*** Records to use

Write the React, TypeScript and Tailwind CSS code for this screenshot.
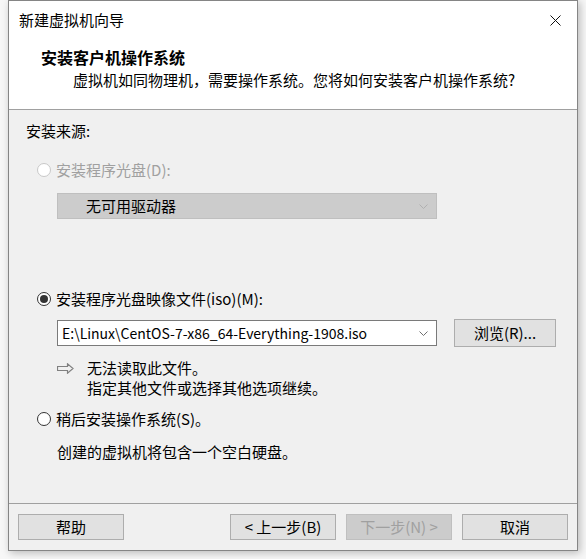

******
*** Records to use

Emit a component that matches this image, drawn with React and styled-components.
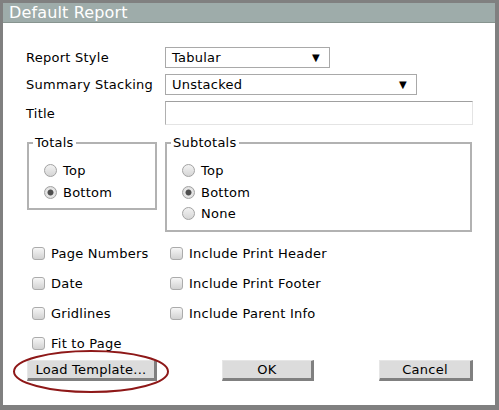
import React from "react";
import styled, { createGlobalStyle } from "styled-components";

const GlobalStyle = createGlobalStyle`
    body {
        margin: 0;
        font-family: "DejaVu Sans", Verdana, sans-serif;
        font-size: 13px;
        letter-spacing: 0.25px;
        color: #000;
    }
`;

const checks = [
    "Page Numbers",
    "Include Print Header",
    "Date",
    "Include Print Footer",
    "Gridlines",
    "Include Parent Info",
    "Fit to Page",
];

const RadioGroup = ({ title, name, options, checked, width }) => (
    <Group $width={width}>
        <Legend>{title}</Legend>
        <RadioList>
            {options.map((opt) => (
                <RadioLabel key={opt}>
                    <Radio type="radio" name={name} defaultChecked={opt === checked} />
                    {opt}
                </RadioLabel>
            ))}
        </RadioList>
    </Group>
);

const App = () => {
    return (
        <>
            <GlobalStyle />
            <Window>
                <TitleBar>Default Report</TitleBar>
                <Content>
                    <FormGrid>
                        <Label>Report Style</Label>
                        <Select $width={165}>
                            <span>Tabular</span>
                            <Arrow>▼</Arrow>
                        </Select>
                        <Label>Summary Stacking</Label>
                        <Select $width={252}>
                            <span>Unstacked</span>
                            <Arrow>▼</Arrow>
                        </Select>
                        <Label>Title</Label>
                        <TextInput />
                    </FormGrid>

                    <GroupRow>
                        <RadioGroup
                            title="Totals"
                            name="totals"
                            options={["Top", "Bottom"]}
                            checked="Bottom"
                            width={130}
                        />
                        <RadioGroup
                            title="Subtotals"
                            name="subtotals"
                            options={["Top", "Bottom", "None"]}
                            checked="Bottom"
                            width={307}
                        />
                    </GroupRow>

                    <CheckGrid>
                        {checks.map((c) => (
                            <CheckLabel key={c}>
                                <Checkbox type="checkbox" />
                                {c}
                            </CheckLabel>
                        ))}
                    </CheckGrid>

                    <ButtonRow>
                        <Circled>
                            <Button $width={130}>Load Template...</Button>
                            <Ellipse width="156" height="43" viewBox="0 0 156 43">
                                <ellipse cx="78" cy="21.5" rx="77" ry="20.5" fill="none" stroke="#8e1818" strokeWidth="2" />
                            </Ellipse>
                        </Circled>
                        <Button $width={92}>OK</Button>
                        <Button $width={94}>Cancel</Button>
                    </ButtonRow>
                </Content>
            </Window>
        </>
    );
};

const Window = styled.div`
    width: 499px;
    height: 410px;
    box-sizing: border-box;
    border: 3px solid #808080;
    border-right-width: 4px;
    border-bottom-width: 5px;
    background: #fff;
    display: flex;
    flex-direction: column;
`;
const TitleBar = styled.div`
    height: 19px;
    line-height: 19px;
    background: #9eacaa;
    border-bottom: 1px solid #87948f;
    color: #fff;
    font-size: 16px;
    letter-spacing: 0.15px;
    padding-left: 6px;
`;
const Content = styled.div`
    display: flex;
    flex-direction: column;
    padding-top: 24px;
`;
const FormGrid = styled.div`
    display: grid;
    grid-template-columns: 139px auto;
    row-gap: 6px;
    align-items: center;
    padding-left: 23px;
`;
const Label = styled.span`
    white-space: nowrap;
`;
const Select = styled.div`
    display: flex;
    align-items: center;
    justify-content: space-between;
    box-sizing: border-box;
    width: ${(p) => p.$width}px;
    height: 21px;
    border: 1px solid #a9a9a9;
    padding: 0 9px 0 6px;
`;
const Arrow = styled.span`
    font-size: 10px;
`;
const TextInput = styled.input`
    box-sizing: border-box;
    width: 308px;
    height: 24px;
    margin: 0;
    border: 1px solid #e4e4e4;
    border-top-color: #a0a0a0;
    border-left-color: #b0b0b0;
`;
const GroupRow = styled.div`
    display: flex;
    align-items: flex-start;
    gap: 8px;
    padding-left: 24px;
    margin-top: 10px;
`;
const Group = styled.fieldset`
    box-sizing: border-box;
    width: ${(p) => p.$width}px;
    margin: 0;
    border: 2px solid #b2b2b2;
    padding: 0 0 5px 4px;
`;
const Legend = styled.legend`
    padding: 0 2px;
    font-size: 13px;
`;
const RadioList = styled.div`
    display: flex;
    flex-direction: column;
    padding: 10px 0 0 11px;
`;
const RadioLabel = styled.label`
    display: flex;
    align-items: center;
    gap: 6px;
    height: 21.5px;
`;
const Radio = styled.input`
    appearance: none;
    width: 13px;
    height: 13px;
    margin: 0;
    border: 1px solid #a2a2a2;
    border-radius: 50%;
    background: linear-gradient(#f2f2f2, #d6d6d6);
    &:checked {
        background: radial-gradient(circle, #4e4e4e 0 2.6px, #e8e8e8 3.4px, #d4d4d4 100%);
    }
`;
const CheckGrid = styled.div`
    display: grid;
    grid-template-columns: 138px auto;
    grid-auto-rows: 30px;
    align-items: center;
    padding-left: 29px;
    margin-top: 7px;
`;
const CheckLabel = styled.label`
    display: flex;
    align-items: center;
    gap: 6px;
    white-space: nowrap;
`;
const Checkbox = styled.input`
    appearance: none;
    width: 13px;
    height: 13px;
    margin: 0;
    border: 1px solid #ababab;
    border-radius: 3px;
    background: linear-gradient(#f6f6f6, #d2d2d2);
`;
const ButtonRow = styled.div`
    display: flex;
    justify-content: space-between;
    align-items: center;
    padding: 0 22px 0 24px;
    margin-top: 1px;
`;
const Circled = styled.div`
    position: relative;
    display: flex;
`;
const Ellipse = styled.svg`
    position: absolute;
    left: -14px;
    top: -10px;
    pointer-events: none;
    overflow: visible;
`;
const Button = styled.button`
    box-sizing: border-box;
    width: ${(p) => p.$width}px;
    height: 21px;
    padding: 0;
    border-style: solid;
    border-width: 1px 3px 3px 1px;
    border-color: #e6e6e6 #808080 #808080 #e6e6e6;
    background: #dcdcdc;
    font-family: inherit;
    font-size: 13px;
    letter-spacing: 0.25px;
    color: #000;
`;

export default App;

******

From the material above, gather all lines that include the string "React" and copy them.

§ **Answer to the exercise**:
Write the React, TypeScript and Tailwind CSS code for this screenshot.
Emit a component that matches this image, drawn with React and styled-components.
import React from "react";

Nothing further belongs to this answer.